§ YOUR GOAL: Filter the entries that follow, copying every line in which the word "index" appears.
--- begin EXERCISE INPUTS ---
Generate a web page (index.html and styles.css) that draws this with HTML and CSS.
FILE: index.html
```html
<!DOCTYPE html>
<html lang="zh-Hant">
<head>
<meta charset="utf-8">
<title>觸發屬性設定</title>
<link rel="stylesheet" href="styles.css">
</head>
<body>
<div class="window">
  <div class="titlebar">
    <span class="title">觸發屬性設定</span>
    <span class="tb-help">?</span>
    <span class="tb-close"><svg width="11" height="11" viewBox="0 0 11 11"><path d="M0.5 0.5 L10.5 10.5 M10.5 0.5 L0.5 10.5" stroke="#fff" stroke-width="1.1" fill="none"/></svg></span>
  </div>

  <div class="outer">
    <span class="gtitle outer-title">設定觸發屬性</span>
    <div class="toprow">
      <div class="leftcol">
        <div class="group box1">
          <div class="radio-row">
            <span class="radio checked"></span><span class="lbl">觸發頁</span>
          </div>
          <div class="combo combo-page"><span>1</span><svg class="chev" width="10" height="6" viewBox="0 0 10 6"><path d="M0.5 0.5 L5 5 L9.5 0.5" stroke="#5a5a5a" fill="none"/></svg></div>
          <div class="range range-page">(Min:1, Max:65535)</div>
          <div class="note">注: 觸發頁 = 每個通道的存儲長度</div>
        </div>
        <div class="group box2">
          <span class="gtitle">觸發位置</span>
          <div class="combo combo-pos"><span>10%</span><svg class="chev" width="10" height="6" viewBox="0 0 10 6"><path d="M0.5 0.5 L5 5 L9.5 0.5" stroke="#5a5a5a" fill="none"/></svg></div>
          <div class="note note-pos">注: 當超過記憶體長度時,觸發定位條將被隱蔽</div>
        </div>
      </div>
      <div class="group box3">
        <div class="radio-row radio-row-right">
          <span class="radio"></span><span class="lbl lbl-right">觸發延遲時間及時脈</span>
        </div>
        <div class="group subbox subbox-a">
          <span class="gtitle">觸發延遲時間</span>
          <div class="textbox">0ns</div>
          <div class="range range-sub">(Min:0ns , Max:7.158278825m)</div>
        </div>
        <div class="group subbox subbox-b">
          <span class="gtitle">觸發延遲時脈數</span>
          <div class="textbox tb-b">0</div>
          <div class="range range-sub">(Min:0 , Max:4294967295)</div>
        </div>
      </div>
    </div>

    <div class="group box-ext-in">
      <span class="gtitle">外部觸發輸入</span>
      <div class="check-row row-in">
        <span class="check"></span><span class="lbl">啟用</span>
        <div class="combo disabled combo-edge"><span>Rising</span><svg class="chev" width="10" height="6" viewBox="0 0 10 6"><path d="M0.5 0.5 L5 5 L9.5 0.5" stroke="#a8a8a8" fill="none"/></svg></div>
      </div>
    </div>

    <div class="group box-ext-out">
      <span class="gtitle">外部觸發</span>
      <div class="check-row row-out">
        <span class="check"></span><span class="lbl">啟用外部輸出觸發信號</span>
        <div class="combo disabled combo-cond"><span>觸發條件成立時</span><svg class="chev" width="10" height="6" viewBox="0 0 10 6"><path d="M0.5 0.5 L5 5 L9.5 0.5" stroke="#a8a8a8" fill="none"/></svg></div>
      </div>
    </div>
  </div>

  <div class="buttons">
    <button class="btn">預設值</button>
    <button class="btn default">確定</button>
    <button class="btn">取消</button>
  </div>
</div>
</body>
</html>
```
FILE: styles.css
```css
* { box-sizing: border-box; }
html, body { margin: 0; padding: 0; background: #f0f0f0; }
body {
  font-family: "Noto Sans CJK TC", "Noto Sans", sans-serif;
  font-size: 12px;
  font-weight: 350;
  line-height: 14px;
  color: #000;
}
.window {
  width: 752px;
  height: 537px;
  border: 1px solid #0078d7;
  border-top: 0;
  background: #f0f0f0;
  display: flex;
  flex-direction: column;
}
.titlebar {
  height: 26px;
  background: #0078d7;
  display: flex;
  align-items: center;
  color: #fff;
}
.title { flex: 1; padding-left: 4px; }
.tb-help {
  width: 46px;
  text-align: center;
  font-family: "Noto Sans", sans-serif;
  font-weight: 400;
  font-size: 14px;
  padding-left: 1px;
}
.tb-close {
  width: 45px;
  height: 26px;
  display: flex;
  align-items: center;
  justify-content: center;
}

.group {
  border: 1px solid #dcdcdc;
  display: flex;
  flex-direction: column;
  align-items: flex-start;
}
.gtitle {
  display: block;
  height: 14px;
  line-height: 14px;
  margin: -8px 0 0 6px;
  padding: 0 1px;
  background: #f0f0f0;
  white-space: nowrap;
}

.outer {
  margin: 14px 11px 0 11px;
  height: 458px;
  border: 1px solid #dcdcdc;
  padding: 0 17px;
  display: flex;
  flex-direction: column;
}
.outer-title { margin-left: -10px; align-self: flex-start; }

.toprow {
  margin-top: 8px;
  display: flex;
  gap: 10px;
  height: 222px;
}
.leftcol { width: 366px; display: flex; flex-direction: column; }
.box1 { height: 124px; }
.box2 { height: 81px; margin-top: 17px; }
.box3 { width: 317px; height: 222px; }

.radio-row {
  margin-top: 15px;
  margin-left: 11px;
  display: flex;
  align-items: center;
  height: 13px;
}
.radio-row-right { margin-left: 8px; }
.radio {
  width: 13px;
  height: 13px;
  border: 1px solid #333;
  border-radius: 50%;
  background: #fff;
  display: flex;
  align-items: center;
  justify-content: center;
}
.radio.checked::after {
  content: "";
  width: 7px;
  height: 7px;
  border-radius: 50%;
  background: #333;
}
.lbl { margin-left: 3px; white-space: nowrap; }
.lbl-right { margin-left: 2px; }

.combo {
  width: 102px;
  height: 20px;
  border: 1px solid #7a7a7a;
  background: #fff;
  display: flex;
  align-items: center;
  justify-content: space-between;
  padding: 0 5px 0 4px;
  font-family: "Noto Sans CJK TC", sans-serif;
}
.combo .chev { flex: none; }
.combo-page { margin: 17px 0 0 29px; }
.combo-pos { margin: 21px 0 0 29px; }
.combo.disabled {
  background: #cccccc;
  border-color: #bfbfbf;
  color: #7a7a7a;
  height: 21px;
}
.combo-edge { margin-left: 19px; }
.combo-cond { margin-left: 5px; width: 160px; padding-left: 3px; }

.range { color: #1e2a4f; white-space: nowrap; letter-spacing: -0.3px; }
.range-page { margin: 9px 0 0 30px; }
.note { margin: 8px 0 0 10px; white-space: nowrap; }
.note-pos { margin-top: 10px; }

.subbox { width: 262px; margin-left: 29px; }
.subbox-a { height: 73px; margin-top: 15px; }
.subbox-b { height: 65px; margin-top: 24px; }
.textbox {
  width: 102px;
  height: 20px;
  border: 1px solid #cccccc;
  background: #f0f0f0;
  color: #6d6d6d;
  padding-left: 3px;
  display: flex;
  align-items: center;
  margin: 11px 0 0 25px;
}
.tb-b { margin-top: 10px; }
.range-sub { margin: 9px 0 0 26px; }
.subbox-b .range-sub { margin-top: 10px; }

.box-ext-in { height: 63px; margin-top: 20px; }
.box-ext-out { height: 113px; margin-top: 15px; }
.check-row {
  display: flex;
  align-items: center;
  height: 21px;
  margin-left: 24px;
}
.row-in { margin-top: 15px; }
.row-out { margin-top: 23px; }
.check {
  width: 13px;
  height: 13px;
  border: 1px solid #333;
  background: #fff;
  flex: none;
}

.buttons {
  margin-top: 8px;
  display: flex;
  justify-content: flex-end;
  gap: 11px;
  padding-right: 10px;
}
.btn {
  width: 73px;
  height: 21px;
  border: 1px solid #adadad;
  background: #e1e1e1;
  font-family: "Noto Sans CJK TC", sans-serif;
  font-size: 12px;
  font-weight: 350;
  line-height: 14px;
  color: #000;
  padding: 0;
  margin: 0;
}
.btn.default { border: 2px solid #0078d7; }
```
--- end EXERCISE INPUTS ---
--- begin EXERCISE INPUTS ---
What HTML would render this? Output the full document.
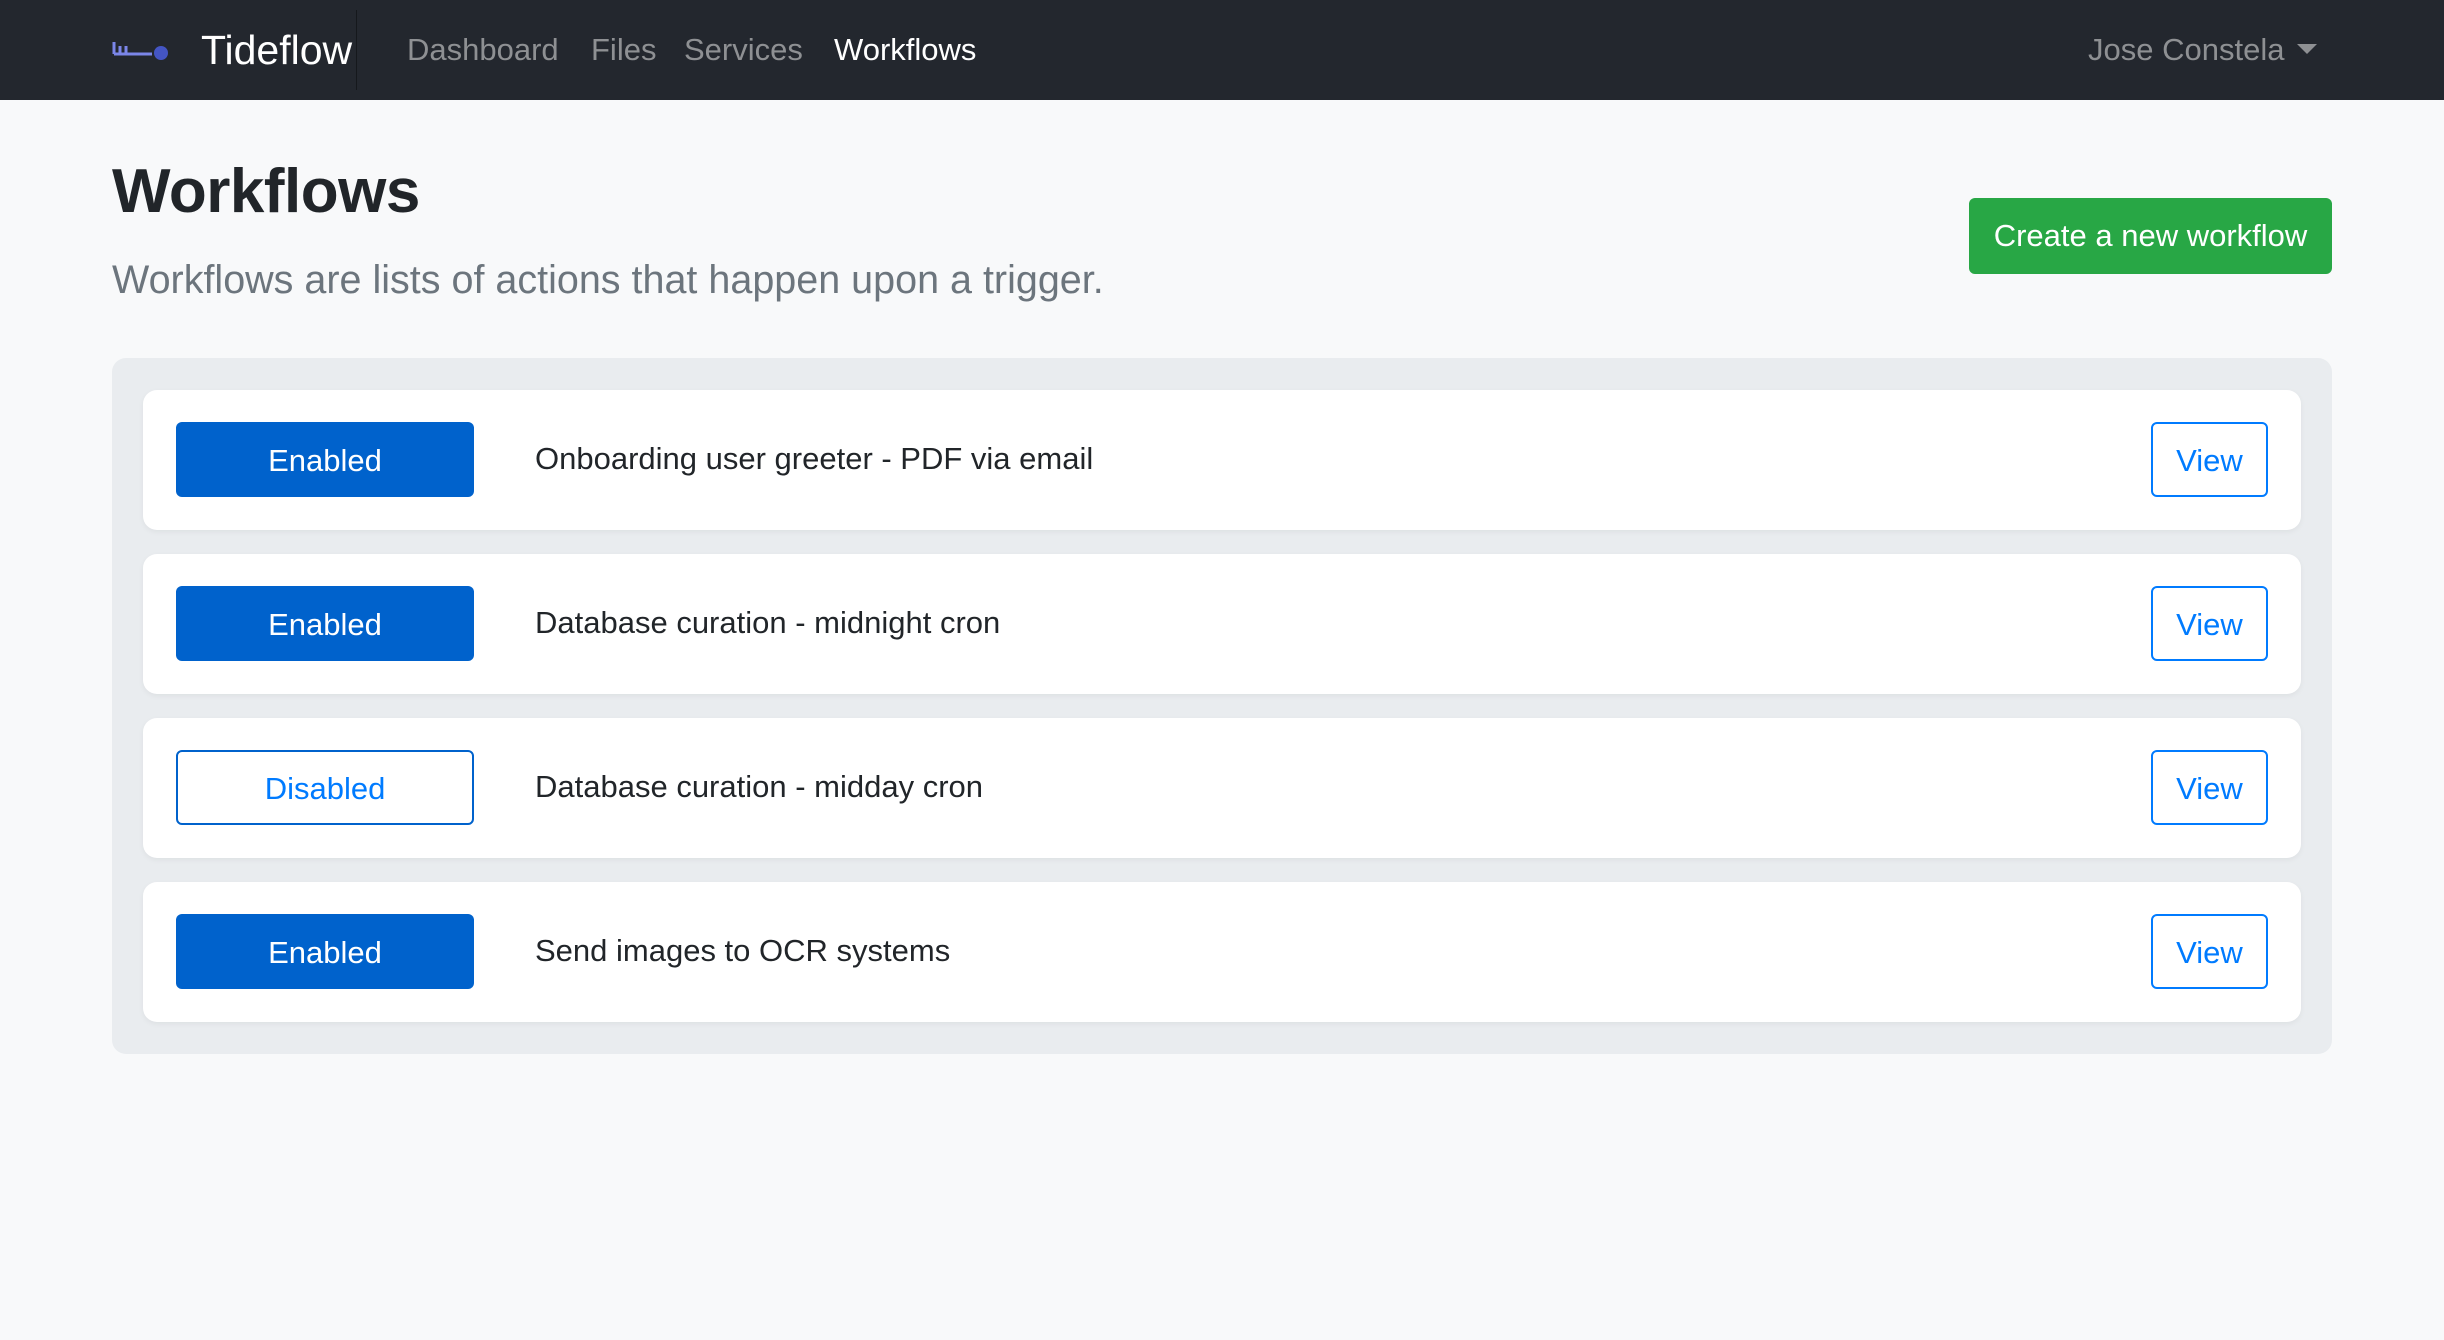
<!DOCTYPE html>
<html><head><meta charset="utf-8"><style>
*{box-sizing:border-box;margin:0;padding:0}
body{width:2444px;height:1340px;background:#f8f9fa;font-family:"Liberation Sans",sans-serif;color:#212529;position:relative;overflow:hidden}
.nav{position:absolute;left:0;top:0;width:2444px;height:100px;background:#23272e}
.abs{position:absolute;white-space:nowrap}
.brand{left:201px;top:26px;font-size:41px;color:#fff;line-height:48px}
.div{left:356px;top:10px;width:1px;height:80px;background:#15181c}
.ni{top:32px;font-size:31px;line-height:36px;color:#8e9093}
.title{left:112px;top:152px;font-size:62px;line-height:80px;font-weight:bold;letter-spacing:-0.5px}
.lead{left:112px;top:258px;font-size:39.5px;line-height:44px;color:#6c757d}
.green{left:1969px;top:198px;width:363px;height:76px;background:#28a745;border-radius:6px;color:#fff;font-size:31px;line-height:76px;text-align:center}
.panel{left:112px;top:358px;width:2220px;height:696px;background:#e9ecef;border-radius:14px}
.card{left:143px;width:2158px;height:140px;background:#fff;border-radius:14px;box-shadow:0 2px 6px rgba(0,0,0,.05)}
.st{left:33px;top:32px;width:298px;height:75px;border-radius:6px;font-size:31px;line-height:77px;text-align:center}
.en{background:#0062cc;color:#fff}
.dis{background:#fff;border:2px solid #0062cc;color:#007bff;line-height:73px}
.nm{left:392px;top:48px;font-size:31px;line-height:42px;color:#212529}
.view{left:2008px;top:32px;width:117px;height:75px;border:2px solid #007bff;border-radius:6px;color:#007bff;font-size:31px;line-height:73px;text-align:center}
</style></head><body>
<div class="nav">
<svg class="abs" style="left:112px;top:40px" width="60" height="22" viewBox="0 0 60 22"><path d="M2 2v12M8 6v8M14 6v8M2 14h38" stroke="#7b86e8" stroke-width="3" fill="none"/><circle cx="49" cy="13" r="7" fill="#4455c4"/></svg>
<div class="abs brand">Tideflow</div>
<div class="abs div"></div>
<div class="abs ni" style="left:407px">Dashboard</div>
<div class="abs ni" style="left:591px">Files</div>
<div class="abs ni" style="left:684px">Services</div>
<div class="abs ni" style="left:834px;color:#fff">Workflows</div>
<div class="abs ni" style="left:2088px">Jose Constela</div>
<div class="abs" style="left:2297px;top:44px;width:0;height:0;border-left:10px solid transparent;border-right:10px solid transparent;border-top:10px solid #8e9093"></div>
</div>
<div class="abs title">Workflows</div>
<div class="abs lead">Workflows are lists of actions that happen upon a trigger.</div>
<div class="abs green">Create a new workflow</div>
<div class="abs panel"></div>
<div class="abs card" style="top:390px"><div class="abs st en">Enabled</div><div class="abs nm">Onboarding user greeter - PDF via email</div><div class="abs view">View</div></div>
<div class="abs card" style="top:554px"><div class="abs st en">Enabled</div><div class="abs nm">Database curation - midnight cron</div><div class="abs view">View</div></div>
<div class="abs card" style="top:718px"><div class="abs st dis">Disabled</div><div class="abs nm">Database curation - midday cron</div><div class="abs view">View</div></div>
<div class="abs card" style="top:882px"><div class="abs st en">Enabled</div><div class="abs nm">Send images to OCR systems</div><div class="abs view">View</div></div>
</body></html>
--- end EXERCISE INPUTS ---
--- begin EXERCISE INPUTS ---
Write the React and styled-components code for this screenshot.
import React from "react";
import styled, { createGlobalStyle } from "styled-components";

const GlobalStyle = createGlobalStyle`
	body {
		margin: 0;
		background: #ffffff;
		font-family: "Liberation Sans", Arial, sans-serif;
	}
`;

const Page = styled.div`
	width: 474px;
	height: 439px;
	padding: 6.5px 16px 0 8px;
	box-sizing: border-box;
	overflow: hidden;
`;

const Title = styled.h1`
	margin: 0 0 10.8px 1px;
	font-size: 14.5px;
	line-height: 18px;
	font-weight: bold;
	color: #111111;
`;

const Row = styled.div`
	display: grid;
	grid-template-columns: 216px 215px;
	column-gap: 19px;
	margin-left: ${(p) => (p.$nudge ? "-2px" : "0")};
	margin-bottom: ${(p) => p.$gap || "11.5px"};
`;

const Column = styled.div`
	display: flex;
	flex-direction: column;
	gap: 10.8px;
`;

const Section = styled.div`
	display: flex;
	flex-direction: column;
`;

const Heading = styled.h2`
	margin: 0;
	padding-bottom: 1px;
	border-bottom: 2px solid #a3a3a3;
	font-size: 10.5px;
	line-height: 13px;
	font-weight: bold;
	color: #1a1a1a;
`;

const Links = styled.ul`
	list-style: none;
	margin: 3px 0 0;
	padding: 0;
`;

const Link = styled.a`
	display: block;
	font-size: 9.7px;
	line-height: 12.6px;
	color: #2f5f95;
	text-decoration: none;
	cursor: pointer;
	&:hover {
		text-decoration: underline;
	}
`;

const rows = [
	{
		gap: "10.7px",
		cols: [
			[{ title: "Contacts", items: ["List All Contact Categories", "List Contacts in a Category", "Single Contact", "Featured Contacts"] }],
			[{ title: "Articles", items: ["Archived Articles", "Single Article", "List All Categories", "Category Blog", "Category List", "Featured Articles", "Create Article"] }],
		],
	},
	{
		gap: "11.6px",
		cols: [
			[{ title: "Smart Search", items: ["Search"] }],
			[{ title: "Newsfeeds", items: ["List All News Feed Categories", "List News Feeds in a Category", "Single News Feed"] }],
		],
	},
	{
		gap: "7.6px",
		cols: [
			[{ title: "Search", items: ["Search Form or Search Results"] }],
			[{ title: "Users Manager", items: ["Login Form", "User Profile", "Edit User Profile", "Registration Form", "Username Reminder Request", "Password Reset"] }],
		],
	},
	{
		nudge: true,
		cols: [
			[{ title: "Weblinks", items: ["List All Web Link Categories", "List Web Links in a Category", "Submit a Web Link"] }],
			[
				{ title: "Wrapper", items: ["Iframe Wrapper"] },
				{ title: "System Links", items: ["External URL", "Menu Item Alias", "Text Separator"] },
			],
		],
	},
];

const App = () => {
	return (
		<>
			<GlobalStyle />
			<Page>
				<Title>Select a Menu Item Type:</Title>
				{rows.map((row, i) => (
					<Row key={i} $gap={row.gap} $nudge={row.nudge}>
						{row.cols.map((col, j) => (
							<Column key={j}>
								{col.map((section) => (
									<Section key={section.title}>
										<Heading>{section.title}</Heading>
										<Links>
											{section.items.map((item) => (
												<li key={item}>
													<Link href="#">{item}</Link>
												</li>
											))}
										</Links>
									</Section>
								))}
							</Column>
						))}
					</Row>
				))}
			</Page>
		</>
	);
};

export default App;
--- end EXERCISE INPUTS ---
§ FINAL RESULT:
Generate a web page (index.html and styles.css) that draws this with HTML and CSS.
FILE: index.html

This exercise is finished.